- **Set exercise**:
Scan the records for the word "React". Copy each line that includes it.

- **Stored data**:

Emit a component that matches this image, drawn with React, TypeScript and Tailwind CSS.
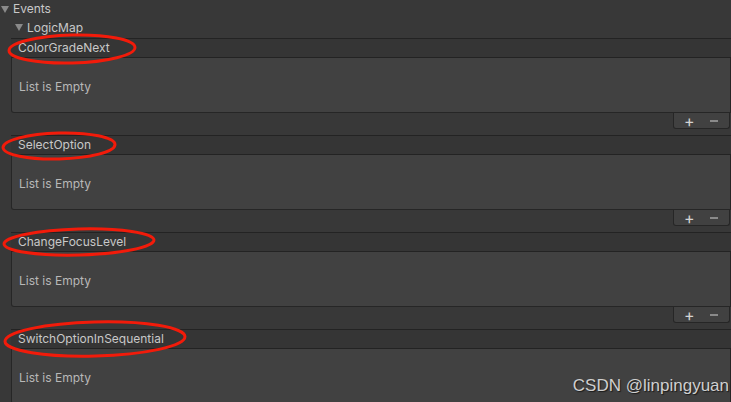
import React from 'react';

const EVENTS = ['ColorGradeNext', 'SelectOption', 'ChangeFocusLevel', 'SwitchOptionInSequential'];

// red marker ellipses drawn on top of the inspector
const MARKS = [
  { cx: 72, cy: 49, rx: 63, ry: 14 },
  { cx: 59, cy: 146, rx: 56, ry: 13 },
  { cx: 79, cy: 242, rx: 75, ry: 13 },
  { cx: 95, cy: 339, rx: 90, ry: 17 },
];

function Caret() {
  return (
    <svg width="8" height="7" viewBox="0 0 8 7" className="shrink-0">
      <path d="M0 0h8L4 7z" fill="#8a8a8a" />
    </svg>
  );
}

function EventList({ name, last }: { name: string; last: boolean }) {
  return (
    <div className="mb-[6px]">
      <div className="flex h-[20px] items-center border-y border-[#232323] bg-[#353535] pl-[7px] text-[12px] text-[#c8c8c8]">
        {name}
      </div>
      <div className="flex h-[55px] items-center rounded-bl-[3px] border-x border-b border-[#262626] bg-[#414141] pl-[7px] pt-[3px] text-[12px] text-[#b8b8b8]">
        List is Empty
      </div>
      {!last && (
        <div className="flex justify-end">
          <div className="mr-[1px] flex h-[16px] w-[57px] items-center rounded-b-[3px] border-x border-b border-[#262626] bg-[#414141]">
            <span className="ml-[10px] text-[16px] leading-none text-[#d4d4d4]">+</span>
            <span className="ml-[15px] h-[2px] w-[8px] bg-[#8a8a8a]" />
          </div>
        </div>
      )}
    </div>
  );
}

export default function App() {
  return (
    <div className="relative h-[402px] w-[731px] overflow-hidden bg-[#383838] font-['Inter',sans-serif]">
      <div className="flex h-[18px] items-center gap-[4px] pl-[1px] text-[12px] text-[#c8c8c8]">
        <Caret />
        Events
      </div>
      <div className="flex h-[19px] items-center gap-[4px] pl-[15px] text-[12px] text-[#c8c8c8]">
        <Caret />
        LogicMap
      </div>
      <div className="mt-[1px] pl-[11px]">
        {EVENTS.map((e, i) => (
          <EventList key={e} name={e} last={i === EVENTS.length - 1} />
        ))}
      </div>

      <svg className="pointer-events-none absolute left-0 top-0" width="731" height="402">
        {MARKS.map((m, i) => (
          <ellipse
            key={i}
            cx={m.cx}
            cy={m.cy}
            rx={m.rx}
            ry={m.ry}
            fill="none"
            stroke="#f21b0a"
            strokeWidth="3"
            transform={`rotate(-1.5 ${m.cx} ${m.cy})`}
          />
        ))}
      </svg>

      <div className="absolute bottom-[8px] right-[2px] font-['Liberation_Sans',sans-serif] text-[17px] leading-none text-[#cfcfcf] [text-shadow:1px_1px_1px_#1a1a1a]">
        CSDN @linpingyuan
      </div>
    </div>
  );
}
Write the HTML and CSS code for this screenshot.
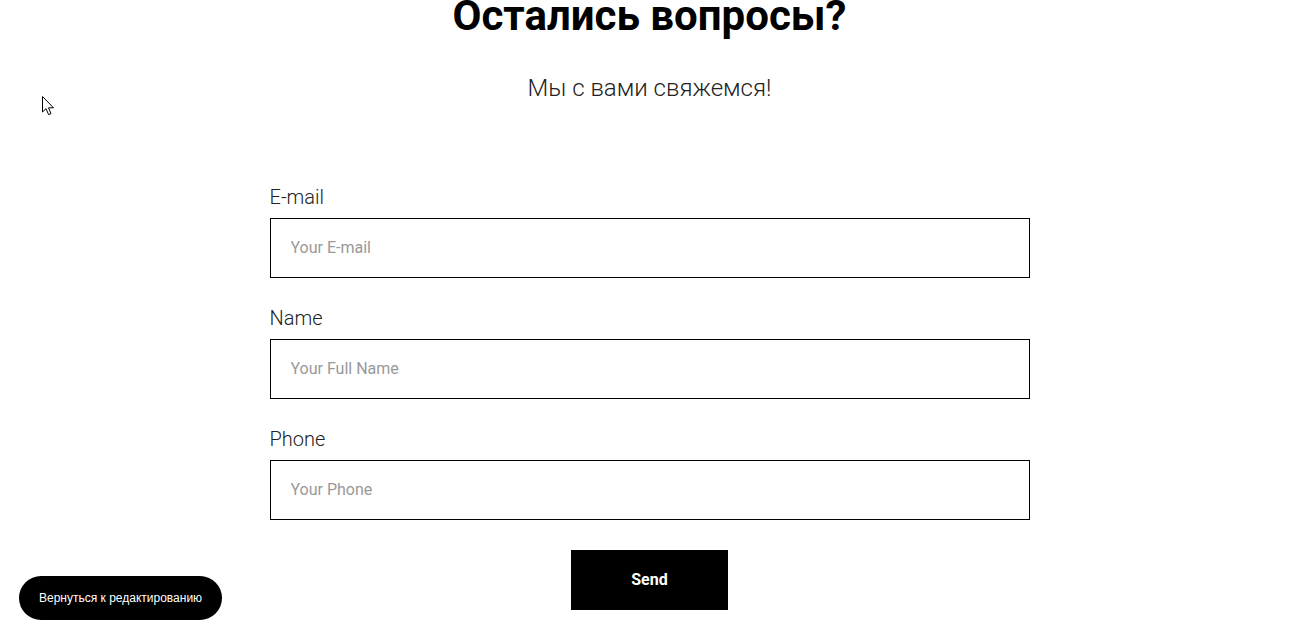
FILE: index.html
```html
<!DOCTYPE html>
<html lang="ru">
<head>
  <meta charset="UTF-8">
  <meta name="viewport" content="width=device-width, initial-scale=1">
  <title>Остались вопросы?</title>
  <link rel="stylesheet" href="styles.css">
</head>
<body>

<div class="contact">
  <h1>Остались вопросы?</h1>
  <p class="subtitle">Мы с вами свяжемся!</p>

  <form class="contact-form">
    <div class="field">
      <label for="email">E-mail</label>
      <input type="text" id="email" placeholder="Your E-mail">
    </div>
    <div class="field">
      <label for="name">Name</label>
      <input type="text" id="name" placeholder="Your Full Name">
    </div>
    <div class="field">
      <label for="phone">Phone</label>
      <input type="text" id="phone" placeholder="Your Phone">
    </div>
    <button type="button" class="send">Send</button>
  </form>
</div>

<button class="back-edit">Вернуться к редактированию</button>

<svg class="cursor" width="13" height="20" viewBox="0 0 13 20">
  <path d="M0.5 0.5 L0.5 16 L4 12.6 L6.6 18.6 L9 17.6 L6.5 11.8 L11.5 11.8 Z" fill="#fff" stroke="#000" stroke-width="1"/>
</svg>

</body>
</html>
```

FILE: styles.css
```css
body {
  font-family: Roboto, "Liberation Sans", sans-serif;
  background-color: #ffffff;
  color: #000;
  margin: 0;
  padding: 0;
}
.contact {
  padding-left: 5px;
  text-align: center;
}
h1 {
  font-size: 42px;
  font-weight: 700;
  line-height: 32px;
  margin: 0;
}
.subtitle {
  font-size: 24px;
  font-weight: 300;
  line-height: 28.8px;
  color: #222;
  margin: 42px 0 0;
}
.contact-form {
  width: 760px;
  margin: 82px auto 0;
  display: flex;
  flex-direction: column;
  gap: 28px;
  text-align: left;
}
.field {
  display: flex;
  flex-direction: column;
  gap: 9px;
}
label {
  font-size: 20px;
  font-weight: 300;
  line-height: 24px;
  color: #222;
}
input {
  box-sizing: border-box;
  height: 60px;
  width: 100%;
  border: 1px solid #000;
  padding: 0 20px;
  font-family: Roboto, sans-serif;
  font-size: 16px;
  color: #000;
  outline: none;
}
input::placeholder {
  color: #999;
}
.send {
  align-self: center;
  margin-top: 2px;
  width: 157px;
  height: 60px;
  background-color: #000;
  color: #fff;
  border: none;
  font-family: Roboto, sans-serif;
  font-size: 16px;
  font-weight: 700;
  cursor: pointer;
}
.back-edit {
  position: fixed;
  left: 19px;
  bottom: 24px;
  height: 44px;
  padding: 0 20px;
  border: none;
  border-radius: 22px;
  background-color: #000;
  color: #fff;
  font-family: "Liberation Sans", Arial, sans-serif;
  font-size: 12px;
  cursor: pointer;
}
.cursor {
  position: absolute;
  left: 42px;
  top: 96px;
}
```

- **Result for this exercise**:
Emit a component that matches this image, drawn with React, TypeScript and Tailwind CSS.
import React from 'react';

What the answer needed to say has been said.